Bayuk

You, friend, came to my city. As if the city breathed. As if thick soup bayou water and flying fish.

Bayou from the Choctaw bayuk, through the Louisiana French in 1710 or 1766 or 2005. These languages write marshy stagnant sluggish inlet or outlet of a river or lake or swamp. Slow movements evade verdorous riverbanks where catfish store their colonial coins. Frondescense hides five hundred million dollars in golden silver coins waiting in the muddy thicket. Glop. Stock markets explode. Glop. What wouldn't wait that long to be free?

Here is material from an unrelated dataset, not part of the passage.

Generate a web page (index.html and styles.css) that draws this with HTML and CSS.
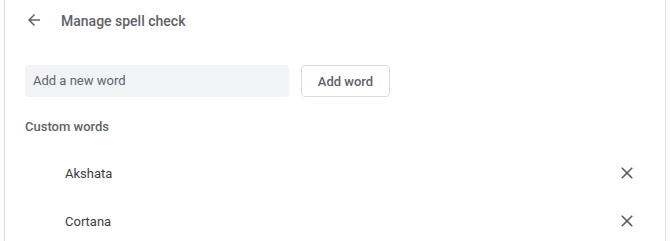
FILE: index.html
```html
<!DOCTYPE html>
<html lang="en">
<head>
<meta charset="utf-8">
<title>Manage spell check</title>
<link rel="stylesheet" href="styles.css">
</head>
<body>
<div class="card">
  <div class="header">
    <button class="icon-btn back" aria-label="Back">
      <svg viewBox="0 0 24 24" width="18" height="18"><path d="M20 11H7.83l5.59-5.59L12 4l-8 8 8 8 1.41-1.41L7.83 13H20v-2z"/></svg>
    </button>
    <h1 class="title">Manage spell check</h1>
  </div>
  <div class="add-row">
    <div class="input">Add a new word</div>
    <button class="add-btn">Add word</button>
  </div>
  <div class="label">Custom words</div>
  <div class="list">
    <div class="item">
      <span class="word">Akshata</span>
      <button class="icon-btn remove" aria-label="Remove">
        <svg viewBox="0 0 24 24" width="20" height="20"><path d="M19 6.41L17.59 5 12 10.59 6.41 5 5 6.41 10.59 12 5 17.59 6.41 19 12 13.41 17.59 19 19 17.59 13.41 12z"/></svg>
      </button>
    </div>
    <div class="item">
      <span class="word">Cortana</span>
      <button class="icon-btn remove" aria-label="Remove">
        <svg viewBox="0 0 24 24" width="20" height="20"><path d="M19 6.41L17.59 5 12 10.59 6.41 5 5 6.41 10.59 12 5 17.59 6.41 19 12 13.41 17.59 19 19 17.59 13.41 12z"/></svg>
      </button>
    </div>
  </div>
</div>
</body>
</html>
```
FILE: styles.css
```css
html, body {
  margin: 0;
  padding: 0;
  background: #ffffff;
}
body {
  font-family: Roboto, "Liberation Sans", Arial, sans-serif;
  font-size: 13px;
  color: #202124;
  height: 241px;
  overflow: hidden;
}
.card {
  margin-left: 5px;
  width: 660px;
  height: 241px;
  overflow: hidden;
  background: #fff;
  box-shadow: 0 0 1px 1px rgba(60, 64, 67, 0.12), 0 0 0 1px rgba(60, 64, 67, 0.06);
  padding: 0 20px;
  box-sizing: border-box;
}
.header {
  height: 40px;
  display: flex;
  align-items: center;
}
.icon-btn {
  background: none;
  border: 0;
  padding: 0;
  display: flex;
  align-items: center;
  justify-content: center;
  fill: #5f6368;
  cursor: pointer;
}
.back {
  width: 18px;
  height: 18px;
}
.title {
  margin: 0 0 0 18px;
  padding-top: 2px;
  font-size: 14px;
  font-weight: 500;
  color: #5f6368;
  line-height: 20px;
}
.add-row {
  margin-top: 25px;
  display: flex;
  gap: 12px;
}
.input {
  width: 264px;
  height: 32px;
  box-sizing: border-box;
  background: #f1f3f4;
  border-radius: 4px;
  padding-left: 8px;
  line-height: 32px;
  color: #5f6368;
}
.add-btn {
  width: 89px;
  height: 32px;
  box-sizing: border-box;
  background: #fff;
  border: 1px solid #dadce0;
  border-radius: 4px;
  font-family: inherit;
  font-size: 13px;
  font-weight: 500;
  color: #5f6368;
  padding: 0;
}
.label {
  margin-top: 20px;
  line-height: 20px;
  font-weight: 500;
  color: #5f6368;
}
.list {
  margin-top: 12px;
}
.item {
  height: 48px;
  display: flex;
  align-items: center;
  padding-left: 40px;
}
.word {
  flex: 1;
  color: #3c4043;
}
.remove {
  width: 36px;
  height: 36px;
}
```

For you, friend, the air was thick and helped you breathe. You rolling down down from the dryland Rockies across Panhandle plains and North Central Falls, the motel you survived brothels and pimps. Your breath smoothed as your pharynx supposedly relaxes. A place you felt you knew, this South from films and genes long removed. The refineries chuckled and burped out greater quantities of belching white smoke. The cruise ships moored on cobblestone coastal alleyways expelled waves rippling currents black black clouds of soot and incinerated waste. A miracle of the Gulf, you amazed: no continental shelf to fall off. The towering tankers lumbering by around the ferry boats at Bolivar. Citgo sells oil for the Bolivarian Revolution, sends tankers north to East Beach where we gape. Out there fisherman look for sand fish on the 22 1/2 Fathom Lump, wait for days for rescue swim to platforms appear at lunchtime sunburned and disastrous.

The water full of tar whitish pinnacles and the remains of sandbars made balls liquified and sand particles recreated.

The bayuk made history weighted charged with mud and silty bottoms. The bayouque drew our Gulf Coast unity traced our ways of life through folklore, right. The Ship Channel is the bayou and made the Bay orange brown and colorblind green. Water quality is reality. And so, when you asked what a bayou was, questioned me for its origins, I laughed and said, "There, allí, lo ves." El bayou, el que nos lleva de la mano.